- _Listed records_
^^^^^^^^

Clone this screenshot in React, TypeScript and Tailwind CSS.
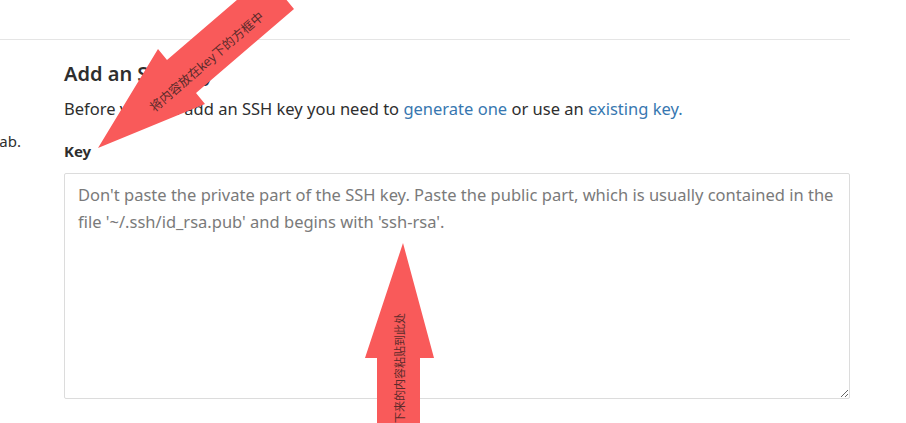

^^^^^^^^

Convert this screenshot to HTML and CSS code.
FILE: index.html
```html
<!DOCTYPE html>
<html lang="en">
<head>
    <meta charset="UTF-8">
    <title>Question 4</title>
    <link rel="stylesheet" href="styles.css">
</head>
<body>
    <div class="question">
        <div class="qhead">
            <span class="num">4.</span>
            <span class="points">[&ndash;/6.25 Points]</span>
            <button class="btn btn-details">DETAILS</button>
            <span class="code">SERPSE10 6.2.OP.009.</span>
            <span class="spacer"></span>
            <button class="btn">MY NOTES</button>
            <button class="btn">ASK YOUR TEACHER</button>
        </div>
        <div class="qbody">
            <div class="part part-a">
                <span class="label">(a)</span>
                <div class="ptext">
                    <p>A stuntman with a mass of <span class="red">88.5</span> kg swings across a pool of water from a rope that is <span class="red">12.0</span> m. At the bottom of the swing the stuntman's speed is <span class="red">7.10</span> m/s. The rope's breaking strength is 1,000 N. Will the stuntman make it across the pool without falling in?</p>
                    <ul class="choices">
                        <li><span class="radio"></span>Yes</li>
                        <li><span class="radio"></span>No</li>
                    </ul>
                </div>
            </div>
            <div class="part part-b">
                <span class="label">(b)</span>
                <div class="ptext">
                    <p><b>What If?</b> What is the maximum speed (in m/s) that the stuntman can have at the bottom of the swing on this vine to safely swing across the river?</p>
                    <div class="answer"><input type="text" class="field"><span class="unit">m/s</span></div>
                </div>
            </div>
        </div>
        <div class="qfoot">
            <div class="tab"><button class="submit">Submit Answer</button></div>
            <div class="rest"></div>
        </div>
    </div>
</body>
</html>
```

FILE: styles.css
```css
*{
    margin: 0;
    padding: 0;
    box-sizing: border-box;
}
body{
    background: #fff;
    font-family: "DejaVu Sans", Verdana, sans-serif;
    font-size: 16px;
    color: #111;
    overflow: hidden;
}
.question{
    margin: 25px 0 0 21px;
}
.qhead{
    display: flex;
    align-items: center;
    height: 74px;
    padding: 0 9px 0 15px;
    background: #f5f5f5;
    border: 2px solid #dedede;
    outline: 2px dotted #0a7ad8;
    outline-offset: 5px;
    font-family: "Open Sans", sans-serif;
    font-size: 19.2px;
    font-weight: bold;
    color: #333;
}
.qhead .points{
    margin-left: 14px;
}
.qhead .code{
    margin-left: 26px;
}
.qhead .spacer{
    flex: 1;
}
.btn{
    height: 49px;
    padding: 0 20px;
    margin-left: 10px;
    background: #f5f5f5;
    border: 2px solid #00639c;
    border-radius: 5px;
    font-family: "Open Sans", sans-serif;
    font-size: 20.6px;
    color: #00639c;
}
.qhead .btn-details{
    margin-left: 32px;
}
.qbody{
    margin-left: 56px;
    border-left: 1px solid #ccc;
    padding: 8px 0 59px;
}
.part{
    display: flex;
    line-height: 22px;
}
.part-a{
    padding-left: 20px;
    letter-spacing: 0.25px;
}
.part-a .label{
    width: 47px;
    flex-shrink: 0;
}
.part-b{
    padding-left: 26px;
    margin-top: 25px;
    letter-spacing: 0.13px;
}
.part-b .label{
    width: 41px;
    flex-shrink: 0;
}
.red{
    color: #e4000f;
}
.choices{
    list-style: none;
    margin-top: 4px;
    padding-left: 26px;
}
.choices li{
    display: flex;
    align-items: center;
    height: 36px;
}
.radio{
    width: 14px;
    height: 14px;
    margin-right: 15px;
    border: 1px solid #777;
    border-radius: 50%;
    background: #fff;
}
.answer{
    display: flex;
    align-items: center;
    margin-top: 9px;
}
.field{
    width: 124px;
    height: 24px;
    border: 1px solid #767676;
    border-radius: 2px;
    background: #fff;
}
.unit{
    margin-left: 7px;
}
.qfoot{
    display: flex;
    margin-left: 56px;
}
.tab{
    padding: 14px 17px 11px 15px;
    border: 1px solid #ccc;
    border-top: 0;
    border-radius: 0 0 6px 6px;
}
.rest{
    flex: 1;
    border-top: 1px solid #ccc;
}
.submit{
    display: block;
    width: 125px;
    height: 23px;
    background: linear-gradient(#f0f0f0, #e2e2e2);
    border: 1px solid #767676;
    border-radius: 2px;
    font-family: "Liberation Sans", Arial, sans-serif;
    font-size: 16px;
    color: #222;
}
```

^^^^^^^^

- _Exercise aim_
Give only the number of lines in the preceding material that contain the string "screenshot".

- _Solved exercise_
2